## Set problem
Copy all of the material word for word, except for the pictures.

— begin Data shown —

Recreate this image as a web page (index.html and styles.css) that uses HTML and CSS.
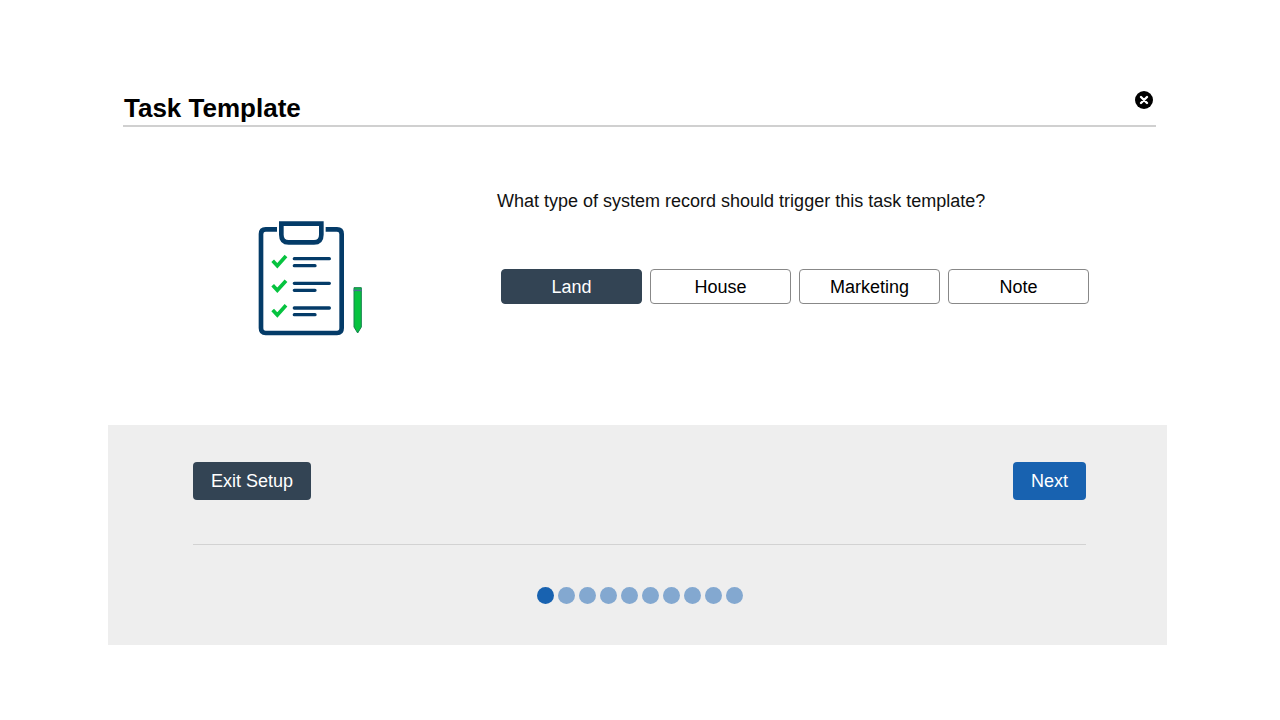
FILE: index.html
```
<!DOCTYPE html>
<html lang="en">
<head>
    <meta charset="UTF-8">
    <meta name="viewport" content="width=device-width, initial-scale=1.0">
    <title>Task Template</title>
    <link rel="stylesheet" href="styles.css">
</head>
<body>
    <div class="wizard">
        <header class="wizard-header">
            <h1>Task Template</h1>
            <button type="button" class="close-btn" aria-label="Close">
                <svg width="18" height="18" viewBox="0 0 18 18">
                    <circle cx="9" cy="9" r="9" fill="#000"/>
                    <path d="M6 6l6 6M12 6l-6 6" stroke="#fff" stroke-width="2.4" stroke-linecap="round"/>
                </svg>
            </button>
        </header>

        <main class="wizard-body">
            <div class="illustration">
                <svg width="105" height="116" viewBox="54 30 315 348" fill="none" aria-hidden="true">
                    <!-- Clipboard -->
                    <g stroke="#043b68">
                        <path d="M111 58H77Q63 58 63 72V354Q63 369 77 369H291Q305 369 305 354V72Q305 58 291 58H257" stroke-width="14"/>
                        <path d="M124 41H244V74Q244 97 222 97H146Q124 97 124 74Z" stroke-width="14"/>
                        <path d="M163 146H268M163 167H225M163 220H268M163 241H225M163 294H268M163 314H225" stroke-width="10" stroke-linecap="round"/>
                    </g>
                    <!-- Check marks -->
                    <path d="M98 152L112 167L138 138M98 226L112 241L138 212M98 300L112 315L138 286" stroke="#06c33f" stroke-width="11"/>
                    <!-- Pencil -->
                    <path d="M342 233H364V351L353 369L342 351Z" fill="#06c33f" stroke="#17804f" stroke-width="3"/>
                    <path d="M341 241H365" stroke="#4c6f93" stroke-width="5"/>
                </svg>
            </div>
            <div class="question">
                <p id="question-text">What type of system record should trigger this task template?</p>
                <div class="options" role="group" aria-labelledby="question-text">
                    <button type="button" class="option selected" aria-pressed="true">Land</button>
                    <button type="button" class="option" aria-pressed="false">House</button>
                    <button type="button" class="option" aria-pressed="false">Marketing</button>
                    <button type="button" class="option" aria-pressed="false">Note</button>
                </div>
            </div>
        </main>

        <footer class="wizard-footer">
            <div class="actions">
                <button type="button" class="btn btn-exit">Exit Setup</button>
                <button type="button" class="btn btn-next">Next</button>
            </div>
            <div class="steps">
                <span class="dot active"></span>
                <span class="dot"></span>
                <span class="dot"></span>
                <span class="dot"></span>
                <span class="dot"></span>
                <span class="dot"></span>
                <span class="dot"></span>
                <span class="dot"></span>
                <span class="dot"></span>
                <span class="dot"></span>
            </div>
        </footer>
    </div>
</body>
</html>
```
FILE: styles.css
```
* {
    box-sizing: border-box;
}
body {
    font-family: "Liberation Sans", Arial, sans-serif;
    font-size: 18px;
    line-height: 24px;
    margin: 0;
    padding: 88px 113px 72px 108px;
    background-color: #fff;
    color: #111;
}
button {
    font: inherit;
    cursor: pointer;
}
.wizard-header {
    display: flex;
    justify-content: space-between;
    align-items: flex-start;
    margin: 0 11px 0 15px;
    padding: 3px 3px 0 1px;
    border-bottom: 2px solid #d0d0d0;
}
h1 {
    margin: 0;
    font-size: 26px;
    line-height: 34px;
    color: #000;
}
.close-btn {
    display: flex;
    padding: 0;
    border: 0;
    background: none;
}
.wizard-body {
    display: grid;
    grid-template-columns: 389px 1fr;
    padding: 62px 78px 89px 0;
}
.illustration {
    display: flex;
    justify-content: center;
    padding: 31px 0 0 16px;
}
.question p {
    margin: 0 0 56px;
}
.options {
    display: grid;
    grid-template-columns: repeat(4, 1fr);
    gap: 8px;
    margin-left: 4px;
}
.option {
    height: 35px;
    padding: 0;
    border: 1px solid #888;
    border-radius: 4px;
    background-color: #fff;
    color: #000;
}
.option.selected {
    background-color: #334454;
    border-color: #334454;
    color: #fff;
}
.wizard-footer {
    padding: 37px 81px 41px 85px;
    background-color: #eee;
}
.actions {
    display: flex;
    justify-content: space-between;
    padding-bottom: 44px;
    border-bottom: 1px solid #d2d2d2;
}
.btn {
    height: 38px;
    padding: 0 18px;
    border: 0;
    border-radius: 4px;
    color: #fff;
}
.btn-exit {
    background-color: #334454;
}
.btn-next {
    background-color: #1862b0;
}
.steps {
    display: flex;
    justify-content: center;
    gap: 4px;
    padding-top: 42px;
}
.dot {
    width: 17px;
    height: 17px;
    border-radius: 50%;
    background-color: #83a8d0;
}
.dot.active {
    background-color: #1862b0;
}
```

— end Data shown —

## Answer below
Recreate this image as a web page (index.html and styles.css) that uses HTML and CSS.
FILE: index.html
```
<!DOCTYPE html>
<html lang="en">
<head>
    <meta charset="UTF-8">
    <meta name="viewport" content="width=device-width, initial-scale=1.0">
    <title>Task Template</title>
    <link rel="stylesheet" href="styles.css">
</head>
<body>
    <div class="wizard">
        <header class="wizard-header">
            <h1>Task Template</h1>
            <button type="button" class="close-btn" aria-label="Close">
                <svg width="18" height="18" viewBox="0 0 18 18">
                    <circle cx="9" cy="9" r="9" fill="#000"/>
                    <path d="M6 6l6 6M12 6l-6 6" stroke="#fff" stroke-width="2.4" stroke-linecap="round"/>
                </svg>
            </button>
        </header>

        <main class="wizard-body">
            <div class="illustration">
                <svg width="105" height="116" viewBox="54 30 315 348" fill="none" aria-hidden="true">
                    <!-- Clipboard -->
                    <g stroke="#043b68">
                        <path d="M111 58H77Q63 58 63 72V354Q63 369 77 369H291Q305 369 305 354V72Q305 58 291 58H257" stroke-width="14"/>
                        <path d="M124 41H244V74Q244 97 222 97H146Q124 97 124 74Z" stroke-width="14"/>
                        <path d="M163 146H268M163 167H225M163 220H268M163 241H225M163 294H268M163 314H225" stroke-width="10" stroke-linecap="round"/>
                    </g>
                    <!-- Check marks -->
                    <path d="M98 152L112 167L138 138M98 226L112 241L138 212M98 300L112 315L138 286" stroke="#06c33f" stroke-width="11"/>
                    <!-- Pencil -->
                    <path d="M342 233H364V351L353 369L342 351Z" fill="#06c33f" stroke="#17804f" stroke-width="3"/>
                    <path d="M341 241H365" stroke="#4c6f93" stroke-width="5"/>
                </svg>
            </div>
            <div class="question">
                <p id="question-text">What type of system record should trigger this task template?</p>
                <div class="options" role="group" aria-labelledby="question-text">
                    <button type="button" class="option selected" aria-pressed="true">Land</button>
                    <button type="button" class="option" aria-pressed="false">House</button>
                    <button type="button" class="option" aria-pressed="false">Marketing</button>
                    <button type="button" class="option" aria-pressed="false">Note</button>
                </div>
            </div>
        </main>

        <footer class="wizard-footer">
            <div class="actions">
                <button type="button" class="btn btn-exit">Exit Setup</button>
                <button type="button" class="btn btn-next">Next</button>
            </div>
            <div class="steps">
                <span class="dot active"></span>
                <span class="dot"></span>
                <span class="dot"></span>
                <span class="dot"></span>
                <span class="dot"></span>
                <span class="dot"></span>
                <span class="dot"></span>
                <span class="dot"></span>
                <span class="dot"></span>
                <span class="dot"></span>
            </div>
        </footer>
    </div>
</body>
</html>
```
FILE: styles.css
```
* {
    box-sizing: border-box;
}
body {
    font-family: "Liberation Sans", Arial, sans-serif;
    font-size: 18px;
    line-height: 24px;
    margin: 0;
    padding: 88px 113px 72px 108px;
    background-color: #fff;
    color: #111;
}
button {
    font: inherit;
    cursor: pointer;
}
.wizard-header {
    display: flex;
    justify-content: space-between;
    align-items: flex-start;
    margin: 0 11px 0 15px;
    padding: 3px 3px 0 1px;
    border-bottom: 2px solid #d0d0d0;
}
h1 {
    margin: 0;
    font-size: 26px;
    line-height: 34px;
    color: #000;
}
.close-btn {
    display: flex;
    padding: 0;
    border: 0;
    background: none;
}
.wizard-body {
    display: grid;
    grid-template-columns: 389px 1fr;
    padding: 62px 78px 89px 0;
}
.illustration {
    display: flex;
    justify-content: center;
    padding: 31px 0 0 16px;
}
.question p {
    margin: 0 0 56px;
}
.options {
    display: grid;
    grid-template-columns: repeat(4, 1fr);
    gap: 8px;
    margin-left: 4px;
}
.option {
    height: 35px;
    padding: 0;
    border: 1px solid #888;
    border-radius: 4px;
    background-color: #fff;
    color: #000;
}
.option.selected {
    background-color: #334454;
    border-color: #334454;
    color: #fff;
}
.wizard-footer {
    padding: 37px 81px 41px 85px;
    background-color: #eee;
}
.actions {
    display: flex;
    justify-content: space-between;
    padding-bottom: 44px;
    border-bottom: 1px solid #d2d2d2;
}
.btn {
    height: 38px;
    padding: 0 18px;
    border: 0;
    border-radius: 4px;
    color: #fff;
}
.btn-exit {
    background-color: #334454;
}
.btn-next {
    background-color: #1862b0;
}
.steps {
    display: flex;
    justify-content: center;
    gap: 4px;
    padding-top: 42px;
}
.dot {
    width: 17px;
    height: 17px;
    border-radius: 50%;
    background-color: #83a8d0;
}
.dot.active {
    background-color: #1862b0;
}
```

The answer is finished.